Wherever the word "Write" appears in a line, extract that line.

Start of Data excerpt

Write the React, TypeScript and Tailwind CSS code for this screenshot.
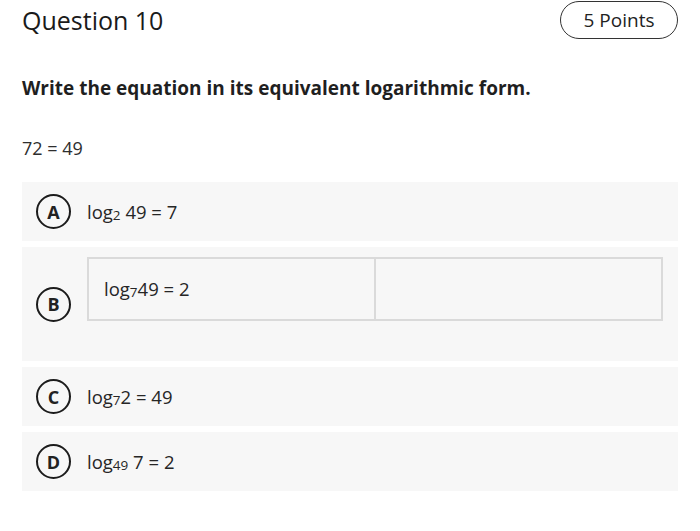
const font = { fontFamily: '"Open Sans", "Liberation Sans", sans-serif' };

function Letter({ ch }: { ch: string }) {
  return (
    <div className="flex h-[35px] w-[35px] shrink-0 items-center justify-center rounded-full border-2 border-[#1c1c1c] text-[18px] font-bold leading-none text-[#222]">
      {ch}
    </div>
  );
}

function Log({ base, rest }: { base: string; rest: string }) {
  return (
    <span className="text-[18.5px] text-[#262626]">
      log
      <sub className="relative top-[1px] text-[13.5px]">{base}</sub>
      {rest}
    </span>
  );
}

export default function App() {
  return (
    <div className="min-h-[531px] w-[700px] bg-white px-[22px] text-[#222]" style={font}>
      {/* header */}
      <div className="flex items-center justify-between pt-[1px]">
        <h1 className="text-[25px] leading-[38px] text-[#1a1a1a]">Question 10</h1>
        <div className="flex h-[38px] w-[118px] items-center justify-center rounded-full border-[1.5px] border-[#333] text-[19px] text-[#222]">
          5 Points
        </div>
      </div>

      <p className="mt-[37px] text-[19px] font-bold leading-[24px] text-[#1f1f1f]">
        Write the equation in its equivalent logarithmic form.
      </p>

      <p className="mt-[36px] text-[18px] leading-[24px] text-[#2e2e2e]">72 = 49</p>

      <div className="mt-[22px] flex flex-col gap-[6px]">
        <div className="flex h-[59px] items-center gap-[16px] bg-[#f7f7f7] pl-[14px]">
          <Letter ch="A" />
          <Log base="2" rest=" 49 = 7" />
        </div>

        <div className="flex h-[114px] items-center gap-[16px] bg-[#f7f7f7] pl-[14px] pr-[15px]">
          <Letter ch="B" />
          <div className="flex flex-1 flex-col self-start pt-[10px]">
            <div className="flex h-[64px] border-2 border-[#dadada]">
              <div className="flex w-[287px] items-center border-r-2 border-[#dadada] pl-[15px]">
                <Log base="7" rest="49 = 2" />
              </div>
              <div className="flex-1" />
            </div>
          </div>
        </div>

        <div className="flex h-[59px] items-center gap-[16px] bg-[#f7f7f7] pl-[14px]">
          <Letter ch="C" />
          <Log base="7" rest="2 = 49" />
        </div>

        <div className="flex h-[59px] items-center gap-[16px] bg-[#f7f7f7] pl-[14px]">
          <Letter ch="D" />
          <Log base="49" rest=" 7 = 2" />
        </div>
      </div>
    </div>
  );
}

End of Data excerpt

- **Worked solution**
Write the React, TypeScript and Tailwind CSS code for this screenshot.
        Write the equation in its equivalent logarithmic form.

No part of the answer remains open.